Hokkaido Tokai University
- Other names: HTU
- Type: Private
- Active: 1977–2008
- Parent institution: Tokai University Educational System
- Academic staff: 101 (full‑time, 2005)
- Students: 2,079 (2005)
- Location: Sapporo; Asahikawa, Hokkaido, Japan 35°39′52.121″N 139°41′5.280″E﻿ / ﻿35.66447806°N 139.68480000°E

= Hokkaido Tokai University =

Former educational institution in Japan

Hokkaido Tokai University (北海道東海大学, Hokkaidō Tōkai Daigaku) was a university with two campuses in Hokkaido, Japan: the Sapporo campus in Minami-ku, which housed the School of Engineering and the School of International Cultural Relations; and the Asahikawa campus, which housed the School of Art and Technology.
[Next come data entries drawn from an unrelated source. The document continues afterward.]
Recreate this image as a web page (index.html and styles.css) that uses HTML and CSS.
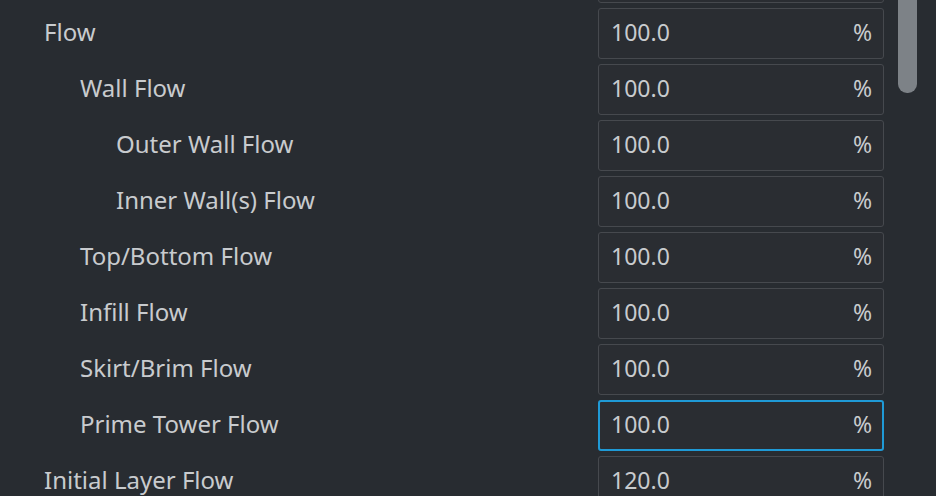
FILE: index.html
```html
<!DOCTYPE html>
<html lang="en">
<head>
    <meta charset="UTF-8">
    <title>Flow Settings</title>
    <link rel="stylesheet" href="styles.css">
</head>
<body>
    <div class="panel">
        <div class="settings">
            <div class="row">
                <span class="label"></span>
                <div class="field"></div>
            </div>
            <div class="row">
                <span class="label">Flow</span>
                <div class="field"><span class="value">100.0</span><span class="unit">%</span></div>
            </div>
            <div class="row level-1">
                <span class="label">Wall Flow</span>
                <div class="field"><span class="value">100.0</span><span class="unit">%</span></div>
            </div>
            <div class="row level-2">
                <span class="label">Outer Wall Flow</span>
                <div class="field"><span class="value">100.0</span><span class="unit">%</span></div>
            </div>
            <div class="row level-2">
                <span class="label">Inner Wall(s) Flow</span>
                <div class="field"><span class="value">100.0</span><span class="unit">%</span></div>
            </div>
            <div class="row level-1">
                <span class="label">Top/Bottom Flow</span>
                <div class="field"><span class="value">100.0</span><span class="unit">%</span></div>
            </div>
            <div class="row level-1">
                <span class="label">Infill Flow</span>
                <div class="field"><span class="value">100.0</span><span class="unit">%</span></div>
            </div>
            <div class="row level-1">
                <span class="label">Skirt/Brim Flow</span>
                <div class="field"><span class="value">100.0</span><span class="unit">%</span></div>
            </div>
            <div class="row level-1">
                <span class="label">Prime Tower Flow</span>
                <div class="field focused"><span class="value">100.0</span><span class="unit">%</span></div>
            </div>
            <div class="row">
                <span class="label">Initial Layer Flow</span>
                <div class="field"><span class="value">120.0</span><span class="unit">%</span></div>
            </div>
        </div>
        <div class="scrollbar">
            <div class="thumb"></div>
        </div>
    </div>
</body>
</html>
```

FILE: styles.css
```css
body {
    margin: 0;
    background-color: #282c31;
    font-family: "Noto Sans", sans-serif;
    color: #c8cbce;
    overflow: hidden;
}

.panel {
    display: flex;
    height: 496px;
    overflow: hidden;
}

.settings {
    margin-top: -51px;
    width: 884px;
    flex-shrink: 0;
}

.row {
    display: flex;
    align-items: center;
    justify-content: space-between;
    height: 56px;
    padding-left: 44px;
}

.row.level-1 {
    padding-left: 80px;
}

.row.level-2 {
    padding-left: 116px;
}

.label {
    font-size: 24px;
    padding-bottom: 4px;
}

.field {
    display: flex;
    align-items: center;
    justify-content: space-between;
    box-sizing: border-box;
    width: 286px;
    height: 51px;
    padding: 0 11px 0 12px;
    font-size: 23px;
    background-color: #2a2d32;
    border: 1px solid #46494e;
    border-radius: 3px;
}

.field span {
    padding-bottom: 2px;
}

.field.focused {
    border: 2px solid #1f9ad6;
    padding: 0 10px 0 11px;
}

.scrollbar {
    width: 19px;
    margin-left: 14px;
}

.thumb {
    margin-top: -20px;
    height: 113px;
    background-color: #7d8287;
    border-radius: 9px;
}
```
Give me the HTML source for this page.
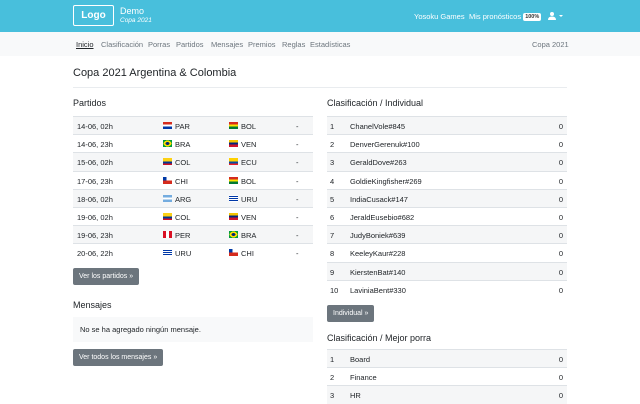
<!DOCTYPE html>
<html><head><meta charset="utf-8"><style>
*{box-sizing:border-box;margin:0;padding:0}
body{width:640px;height:400px;overflow:hidden;background:#fff;font-family:"Liberation Sans",sans-serif;color:#212529;position:relative}
.hdr{position:absolute;left:0;top:0;width:640px;height:32px;background:#48bfdc;color:#fff}
.logo{position:absolute;left:73px;top:5px;width:41px;height:21px;border:1px solid #fff;border-radius:2px;font-size:10px;font-weight:bold;text-align:center;line-height:19px}
.demo{position:absolute;left:120px;top:6px;font-size:9px;line-height:10px}
.demo i{font-size:6.5px;display:block}
.hr{position:absolute;top:12px;font-size:7.5px}
.badge{display:inline-block;background:#fff;color:#333;font-size:5.5px;font-weight:bold;padding:1px 2px;border-radius:2px;vertical-align:1px}
.sub{position:absolute;left:0;top:32px;width:640px;height:24px;background:#f8f9fa;font-size:7.5px;color:#6c757d}
.sub span{position:absolute;top:8px}
h1{position:absolute;left:73px;top:67px;font-size:11px;font-weight:normal}
.line{position:absolute;left:73px;top:87px;width:494px;height:1px;background:#e9ecef}
h2{position:absolute;font-size:9px;font-weight:normal}
.t{position:absolute;width:240px;font-size:7.5px;color:#212529}
.t div{height:18.2px;border-top:1px solid #dee2e6;position:relative}
.t div:nth-child(odd){background:#f5f6f7}
.t span{position:absolute;top:5px}
.f{display:inline-block;width:9px;height:7px;position:absolute;top:5px}
.btn{position:absolute;background:#6c757d;color:#fff;font-size:7px;border-radius:2px;height:17px;line-height:17px;padding:0 6px}
.msg{position:absolute;left:73px;top:317px;width:240px;height:25px;background:#f8f9fa;font-size:7.5px;padding:8px 7px}
</style></head><body>
<div class="hdr">
<div class="logo">Logo</div>
<div class="demo">Demo<i>Copa 2021</i></div>
<span class="hr" style="left:414px">Yosoku Games</span>
<span class="hr" style="left:469px">Mis pronósticos <span class="badge">100%</span></span>
<svg style="position:absolute;left:548px;top:12px" width="18" height="8" viewBox="0 0 18 8"><circle cx="4" cy="2" r="2" fill="#fff"/><path d="M0 8 Q0 4.5 4 4.5 Q8 4.5 8 8Z" fill="#fff"/><path d="M11 3 L15 3 L13 5Z" fill="#fff"/></svg>
</div>
<div class="sub">
<span style="left:76px;color:#212529;text-decoration:underline">Inicio</span>
<span style="left:101px">Clasificación</span>
<span style="left:148px">Porras</span>
<span style="left:176px">Partidos</span>
<span style="left:211px">Mensajes</span>
<span style="left:248px">Premios</span>
<span style="left:282px">Reglas</span>
<span style="left:310px">Estadísticas</span>
<span style="left:532px">Copa 2021</span>
</div>
<h1>Copa 2021 Argentina &amp; Colombia</h1>
<div class="line"></div>
<h2 style="left:73px;top:98px">Partidos</h2>
<h2 style="left:327px;top:98px">Clasificación / Individual</h2>
<div class="t" style="left:73px;top:116px">
<div><span style="left:4px">14-06, 02h</span><i class="f" style="left:90px;background:linear-gradient(#d52b1e 33%,#fff 33% 66%,#0038a8 66%)"></i><span style="left:102px">PAR</span><i class="f" style="left:156px;background:linear-gradient(#d52b1e 33%,#f9e300 33% 66%,#007934 66%)"></i><span style="left:168px">BOL</span><span style="left:223px">-</span></div>
<div><span style="left:4px">14-06, 23h</span><i class="f" style="left:90px;background:radial-gradient(#002776 30%,#fedf00 32% 60%,#009c3b 62%)"></i><span style="left:102px">BRA</span><i class="f" style="left:156px;background:linear-gradient(#f4c300 33%,#00247d 33% 66%,#cf142b 66%)"></i><span style="left:168px">VEN</span><span style="left:223px">-</span></div>
<div><span style="left:4px">15-06, 02h</span><i class="f" style="left:90px;background:linear-gradient(#fcd116 50%,#003893 50% 75%,#ce1126 75%)"></i><span style="left:102px">COL</span><i class="f" style="left:156px;background:linear-gradient(#ffd100 50%,#034ea2 50% 75%,#ed1c24 75%)"></i><span style="left:168px">ECU</span><span style="left:223px">-</span></div>
<div><span style="left:4px">17-06, 23h</span><i class="f" style="left:90px;background:linear-gradient(90deg,#0039a6 40%,#fff 40%) top/100% 50% no-repeat,#d52b1e"></i><span style="left:102px">CHI</span><i class="f" style="left:156px;background:linear-gradient(#d52b1e 33%,#f9e300 33% 66%,#007934 66%)"></i><span style="left:168px">BOL</span><span style="left:223px">-</span></div>
<div><span style="left:4px">18-06, 02h</span><i class="f" style="left:90px;background:linear-gradient(#74acdf 33%,#fff 33% 66%,#74acdf 66%)"></i><span style="left:102px">ARG</span><i class="f" style="left:156px;background:repeating-linear-gradient(#fff 0 1px,#0038a8 1px 2px)"></i><span style="left:168px">URU</span><span style="left:223px">-</span></div>
<div><span style="left:4px">19-06, 02h</span><i class="f" style="left:90px;background:linear-gradient(#fcd116 50%,#003893 50% 75%,#ce1126 75%)"></i><span style="left:102px">COL</span><i class="f" style="left:156px;background:linear-gradient(#f4c300 33%,#00247d 33% 66%,#cf142b 66%)"></i><span style="left:168px">VEN</span><span style="left:223px">-</span></div>
<div><span style="left:4px">19-06, 23h</span><i class="f" style="left:90px;background:linear-gradient(90deg,#d91023 33%,#fff 33% 66%,#d91023 66%)"></i><span style="left:102px">PER</span><i class="f" style="left:156px;background:radial-gradient(#002776 30%,#fedf00 32% 60%,#009c3b 62%)"></i><span style="left:168px">BRA</span><span style="left:223px">-</span></div>
<div><span style="left:4px">20-06, 22h</span><i class="f" style="left:90px;background:repeating-linear-gradient(#fff 0 1px,#0038a8 1px 2px)"></i><span style="left:102px">URU</span><i class="f" style="left:156px;background:linear-gradient(90deg,#0039a6 40%,#fff 40%) top/100% 50% no-repeat,#d52b1e"></i><span style="left:168px">CHI</span><span style="left:223px">-</span></div>
</div>
<div class="btn" style="left:73px;top:268px">Ver los partidos »</div>
<h2 style="left:73px;top:300px">Mensajes</h2>
<div class="msg">No se ha agregado ningún mensaje.</div>
<div class="btn" style="left:73px;top:349px">Ver todos los mensajes »</div>
<div class="t" style="left:327px;top:116px">
<div><span style="left:3px">1</span><span style="left:23px">ChanelVole#845</span><span style="right:4px">0</span></div>
<div><span style="left:3px">2</span><span style="left:23px">DenverGerenuk#100</span><span style="right:4px">0</span></div>
<div><span style="left:3px">3</span><span style="left:23px">GeraldDove#263</span><span style="right:4px">0</span></div>
<div><span style="left:3px">4</span><span style="left:23px">GoldieKingfisher#269</span><span style="right:4px">0</span></div>
<div><span style="left:3px">5</span><span style="left:23px">IndiaCusack#147</span><span style="right:4px">0</span></div>
<div><span style="left:3px">6</span><span style="left:23px">JeraldEusebio#682</span><span style="right:4px">0</span></div>
<div><span style="left:3px">7</span><span style="left:23px">JudyBoniek#639</span><span style="right:4px">0</span></div>
<div><span style="left:3px">8</span><span style="left:23px">KeeleyKaur#228</span><span style="right:4px">0</span></div>
<div><span style="left:3px">9</span><span style="left:23px">KierstenBat#140</span><span style="right:4px">0</span></div>
<div><span style="left:3px">10</span><span style="left:23px">LaviniaBent#330</span><span style="right:4px">0</span></div>
</div>
<div class="btn" style="left:327px;top:305px">Individual »</div>
<h2 style="left:327px;top:333px">Clasificación / Mejor porra</h2>
<div class="t" style="left:327px;top:349px">
<div><span style="left:3px">1</span><span style="left:23px">Board</span><span style="right:4px">0</span></div>
<div><span style="left:3px">2</span><span style="left:23px">Finance</span><span style="right:4px">0</span></div>
<div><span style="left:3px">3</span><span style="left:23px">HR</span><span style="right:4px">0</span></div>
</div>
</body></html>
The University officially established in 1977 by the Tokai University Educational System. In 2008 the university merged into Tokai University and both campuses became Tokai University Hokkaido Campuses (Sapporo campus and Asahikawa campus). Tokai University closed the School of Art and Technology (Asahikawa campus) in 2015.

==Demographics==
In 2005 the school had 101 full-time faculty members and 2,079 students.